Eyad Al-Sarraj, diretor do programa de Saúde Mental da Comunidade de Gaza, diz que as crianças palestinas têm perdido os dois pilares mais importantes que havia em suas vidas: o sentimento de segurança, perdido por causa dos ataques, bombardeios e destruição, e o sentimento de alegria e felicidade que é fundamental na infância. Diz que quando uma criança vê seu pai "impotente e incapaz de proporcionar-lhe segurança", ela sente imediatamente hostilidade e repulsa em relação a ele. Acrescenta que, de acordo com os dados reunidos num estudo realizado por esta instituição, 45% das crianças estudadas haviam presenciado soldados de ocupação golpeando e insultando seus pais diante de seus próprios olhos.
"O fato de crianças palestinas se refugiarem em organizações palestinas reflete seu anseio de conseguir uma identidade nova e forte que possa protegê-los", diz Al Sharjah.
Al Sharjah sublinha que isso tudo se complica pelo fato de que, devido ao bloqueio e assédio de Gaza, estas crianças sofrem um estado crônico de desnutrição que atinge seu intelecto.
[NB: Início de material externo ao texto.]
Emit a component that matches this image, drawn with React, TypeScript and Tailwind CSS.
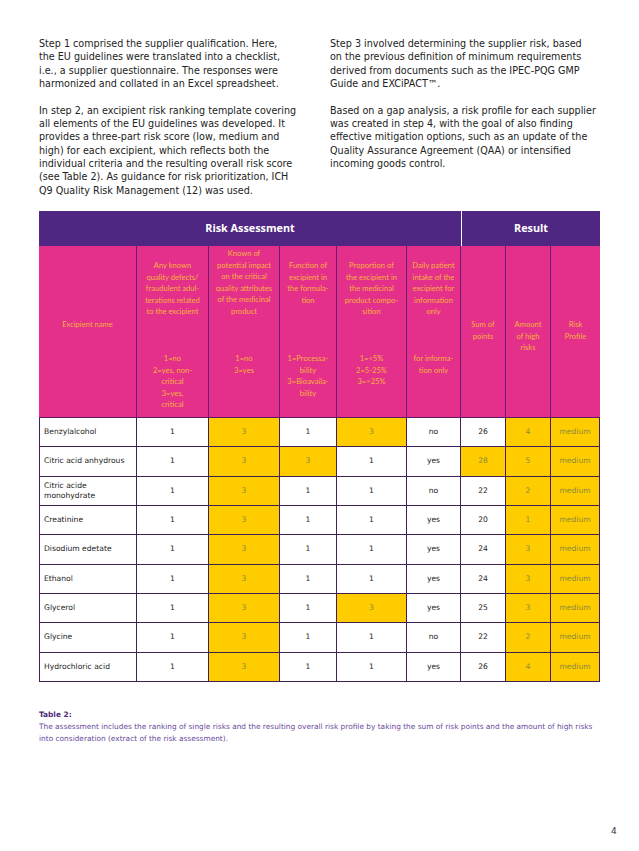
import React from "react";

const widths = "grid-cols-[98px_72px_71px_57px_70px_54px_45px_45px_49px]";

type Cell = { v: string; y?: boolean };
const rows: { name: string[]; cells: Cell[] }[] = [
  { name: ["Benzylalcohol"], cells: [{ v: "1" }, { v: "3", y: true }, { v: "1" }, { v: "3", y: true }, { v: "no" }, { v: "26" }, { v: "4", y: true }, { v: "medium", y: true }] },
  { name: ["Citric acid anhydrous"], cells: [{ v: "1" }, { v: "3", y: true }, { v: "3", y: true }, { v: "1" }, { v: "yes" }, { v: "28", y: true }, { v: "5", y: true }, { v: "medium", y: true }] },
  { name: ["Citric acide", "monohydrate"], cells: [{ v: "1" }, { v: "3", y: true }, { v: "1" }, { v: "1" }, { v: "no" }, { v: "22" }, { v: "2", y: true }, { v: "medium", y: true }] },
  { name: ["Creatinine"], cells: [{ v: "1" }, { v: "3", y: true }, { v: "1" }, { v: "1" }, { v: "yes" }, { v: "20" }, { v: "1", y: true }, { v: "medium", y: true }] },
  { name: ["Disodium edetate"], cells: [{ v: "1" }, { v: "3", y: true }, { v: "1" }, { v: "1" }, { v: "yes" }, { v: "24" }, { v: "3", y: true }, { v: "medium", y: true }] },
  { name: ["Ethanol"], cells: [{ v: "1" }, { v: "3", y: true }, { v: "1" }, { v: "1" }, { v: "yes" }, { v: "24" }, { v: "3", y: true }, { v: "medium", y: true }] },
  { name: ["Glycerol"], cells: [{ v: "1" }, { v: "3", y: true }, { v: "1" }, { v: "3", y: true }, { v: "yes" }, { v: "25" }, { v: "3", y: true }, { v: "medium", y: true }] },
  { name: ["Glycine"], cells: [{ v: "1" }, { v: "3", y: true }, { v: "1" }, { v: "1" }, { v: "no" }, { v: "22" }, { v: "2", y: true }, { v: "medium", y: true }] },
  { name: ["Hydrochloric acid"], cells: [{ v: "1" }, { v: "3", y: true }, { v: "1" }, { v: "1" }, { v: "yes" }, { v: "26" }, { v: "4", y: true }, { v: "medium", y: true }] },
];

const headCols: { top: string[]; bottom: string[]; pt: string; h: string }[] = [
  { top: ["Any known", "quality defects/", "fraudulent adul-", "terations related", "to the excipient"], bottom: ["1=no", "2=yes, non-", "critical", "3=yes,", "critical"], pt: "pt-[14px]", h: "h-[93px]" },
  { top: ["Known of", "potential impact", "on the critical", "quality attributes", "of the medicinal", "product"], bottom: ["1=no", "3=yes"], pt: "pt-[2px]", h: "h-[105px]" },
  { top: ["Function of", "excipient in", "the formula-", "tion"], bottom: ["1=Processa-", "bility", "3=Bioavaila-", "bility"], pt: "pt-[14px]", h: "h-[93px]" },
  { top: ["Proportion of", "the excipient in", "the medicinal", "product compo-", "sition"], bottom: ["1=<5%", "2=5-25%", "3=>25%"], pt: "pt-[14px]", h: "h-[93px]" },
  { top: ["Daily patient", "intake of the", "excipient for", "information", "only"], bottom: ["for informa-", "tion only"], pt: "pt-[14px]", h: "h-[93px]" },
];

const midCols: string[][] = [["Sum of", "points"], ["Amount", "of high", "risks"], ["Risk", "Profile"]];

function Lines({ lines }: { lines: string[] }) {
  return (
    <>
      {lines.map((l, i) => (
        <div key={i} className="whitespace-nowrap">
          {l}
        </div>
      ))}
    </>
  );
}

export default function App() {
  return (
    <div className="w-[639px] h-[851px] bg-white relative overflow-hidden font-['DejaVu_Sans',sans-serif]">
      {/* intro text */}
      <div className="h-[211px] pt-[37px] pl-[39px] flex text-[9.6px] leading-[13.35px] text-[#222]">
        <div className="w-[291px] flex flex-col gap-[13.35px]">
          <p>
            Step 1 comprised the supplier qualification. Here,<br />
            the EU guidelines were translated into a checklist,<br />
            i.e., a supplier questionnaire. The responses were<br />
            harmonized and collated in an Excel spreadsheet.
          </p>
          <p>
            In step 2, an excipient risk ranking template covering<br />
            all elements of the EU guidelines was developed. It<br />
            provides a three-part risk score (low, medium and<br />
            high) for each excipient, which reflects both the<br />
            individual criteria and the resulting overall risk score<br />
            (see Table 2). As guidance for risk prioritization, ICH<br />
            Q9 Quality Risk Management (12) was used.
          </p>
        </div>
        <div className="flex-1 flex flex-col gap-[13.35px]">
          <p>
            Step 3 involved determining the supplier risk, based<br />
            on the previous definition of minimum requirements<br />
            derived from documents such as the IPEC-PQG GMP<br />
            Guide and EXCiPACT™.
          </p>
          <p>
            Based on a gap analysis, a risk profile for each supplier<br />
            was created in step 4, with the goal of also finding<br />
            effective mitigation options, such as an update of the<br />
            Quality Assurance Agreement (QAA) or intensified<br />
            incoming goods control.
          </p>
        </div>
      </div>

      {/* table */}
      <div className="ml-[39px] w-[561px]">
        <div className={`grid ${widths} h-[35px] bg-[#4f2682] text-white font-bold text-[10.8px] font-['Open_Sans',sans-serif]`}>
          <div className="col-span-6 flex items-center justify-center">Risk Assessment</div>
          <div className="col-span-3 flex items-center justify-center border-l border-white">Result</div>
        </div>
        <div className={`grid ${widths} h-[172px] bg-[#e4308b] text-[#f8b03a] text-[7.6px] leading-[11.6px] font-['Lato',sans-serif] text-center border-b border-[#5c1a66]`}>
          <div className="border-r border-[#6b1d72] pt-[73px]">
            <Lines lines={["Excipient name"]} />
          </div>
          {headCols.map((c, i) => (
            <div key={i} className={`border-r border-[#6b1d72] ${c.pt}`}>
              <div className={c.h}>
                <Lines lines={c.top} />
              </div>
              <Lines lines={c.bottom} />
            </div>
          ))}
          {midCols.map((c, i) => (
            <div key={i} className={`pt-[73px] ${i < 2 ? "border-r border-[#6b1d72]" : ""}`}>
              <Lines lines={c} />
            </div>
          ))}
        </div>
        <div className="text-[7.6px] leading-[10px] font-['DejaVu_Sans',sans-serif]">
          {rows.map((r, ri) => (
            <div key={ri} className={`grid ${widths} h-[29.33px]`}>
              <div className="border-l border-r border-b border-[#3e2150] flex flex-col justify-center pl-[4px] text-[#222]">
                <Lines lines={r.name} />
              </div>
              {r.cells.map((c, ci) => (
                <div
                  key={ci}
                  className={`border-r border-b border-[#3e2150] flex items-center justify-center ${
                    c.y ? "bg-[#ffcc00] text-[#8c8a3c]" : "bg-white text-[#222]"
                  }`}
                >
                  {c.v}
                </div>
              ))}
            </div>
          ))}
        </div>
      </div>

      {/* caption */}
      <div className="ml-[39px] mt-[27px] w-[580px] text-[7.4px] leading-[12px] font-['DejaVu_Sans',sans-serif]">
        <div className="font-bold text-[#4a2a78]">Table 2:</div>
        <div className="text-[#6a4a9c]">
          The assessment includes the ranking of single risks and the resulting overall risk profile by taking the sum of risk points and the amount of high risks
          <br />
          into consideration (extract of the risk assessment).
        </div>
      </div>

      <div className="absolute left-[611px] top-[825px] text-[9px] text-[#333] font-['DejaVu_Sans',sans-serif]">4</div>
    </div>
  );
}
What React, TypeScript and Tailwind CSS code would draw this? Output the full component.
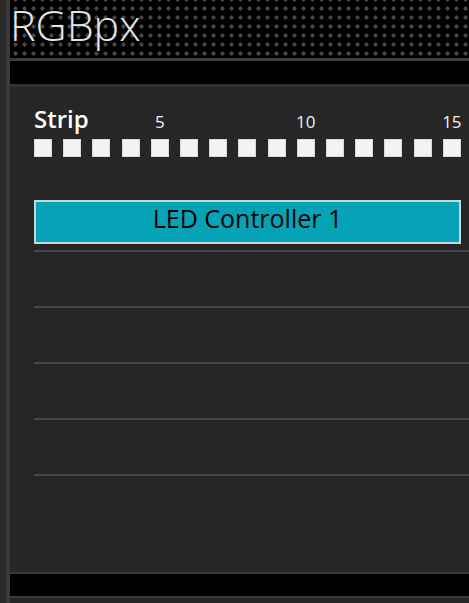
import React from 'react';

const cells = Array.from({ length: 15 }, (_, i) => i + 1);

const font = { fontFamily: '"Open Sans", "Noto Sans", sans-serif' };

export default function App() {
  return (
    <div className="flex h-[603px] w-full overflow-hidden bg-[#262626]" style={font}>
      {/* left edge */}
      <div className="w-[6px] bg-[#2a2a2a]" />
      <div className="w-[4px] bg-[#3b3b3b]" />

      <div className="flex flex-1 flex-col">
        {/* header with dot grid */}
        <div className="h-[58px] bg-black bg-[radial-gradient(circle,#464646_1.9px,transparent_2.3px)] bg-[size:9px_9px] bg-[position:1px_4px]">
          <div className="text-[43px] font-light leading-[50px] text-[#e4e4e4]">RGBpx</div>
        </div>
        <div className="h-[3px] bg-[#3c3c3c]" />
        <div className="h-[23px] bg-black" />
        <div className="h-[3px] bg-[#333333]" />

        {/* main panel */}
        <div className="flex-1 overflow-hidden border-l border-[#2d2d2d] ml-[3px] pl-[20px] pt-[16px]">
          <div className="flex h-[32px] w-[427px] items-baseline justify-between">
            {cells.map((n) => (
              <div
                key={n}
                className={
                  n === 1
                    ? 'flex w-[18px] justify-start overflow-visible whitespace-nowrap'
                    : 'flex w-[18px] justify-center overflow-visible whitespace-nowrap'
                }
              >
                {n === 1 ? (
                  <span className="text-[24px] font-semibold leading-[32px] text-white">Strip</span>
                ) : n % 5 === 0 ? (
                  <span className="text-[17px] leading-[32px] text-[#f0f0f0]">{n}</span>
                ) : null}
              </div>
            ))}
          </div>

          <div className="mt-[4px] flex w-[427px] justify-between">
            {cells.map((n) => (
              <div key={n} className="h-[18px] w-[18px] border border-[#d8d8d8] bg-[#f3f3f3]" />
            ))}
          </div>

          <div className="mt-[39px]">
            <div className="h-[56px] border-b-2 border-[#474747] pt-[4px]">
              <div className="flex h-[44px] w-[427px] items-center justify-center border-2 border-[#c6d7db] bg-[#06a3b7] pb-[6px] text-[25px] text-black">
                LED Controller 1
              </div>
            </div>
            {[1, 2, 3, 4].map((r) => (
              <div key={r} className="h-[56px] border-b-2 border-[#474747]" />
            ))}
          </div>
        </div>

        <div className="h-[2px] bg-[#3a3a3a]" />
        <div className="h-[22px] bg-black" />
        <div className="h-[2px] bg-[#3a3a3a]" />
        <div className="h-[5px] bg-[#262626]" />
      </div>
    </div>
  );
}
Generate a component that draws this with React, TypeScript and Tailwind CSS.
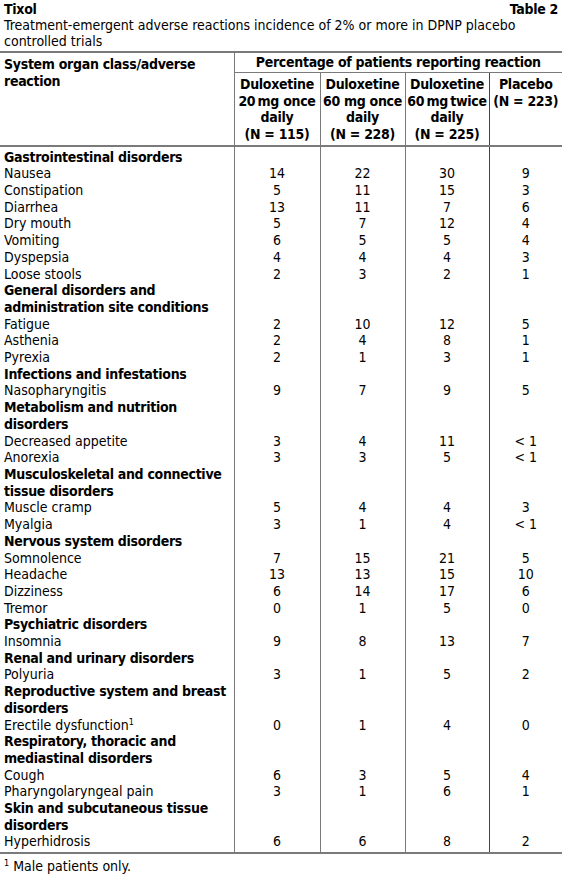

Isso se reflete no fato de que 15% das crianças de Gaza sofrem atrasos em suas capacidades intelectuais por causa da desnutrição. Acrescenta que a repressão e a violência acumulada nas vidas das crianças palestinas afetam também suas capacidades criativas e levam-nas a recorrer a atos extremos que refletem a dor e a frustração que sentem.
Al Sharjah acrescenta que quase 36% dos meninos de oito a doze anos, e 17% das meninas, deseja morrer nos ataques do exército ocupante.
Faten Shekshek, assistente social que trabalha num programa que oferece apoio psicológico às crianças atingidas pelos bombardeios, diz que as cenas de violência, morte e destruição que as crianças presenciaram no norte da Faixa de Gaza, sobretudo durante a campanha "Inverno Quente", têm deixado, na maioria deles, graves seqüelas psicológicas, físicas e comportamentais. É possível ver isso claramente no comportamento das crianças que freqüentam o primário.
Shekshek diz que as cenas de violência são firmemente gravadas nas cabeças dos estudantes e que isso aflora em seus desenhos, a maior parte dos quais representa aviões, tanques, bulldozers, mártires, casas e árvores destruídas.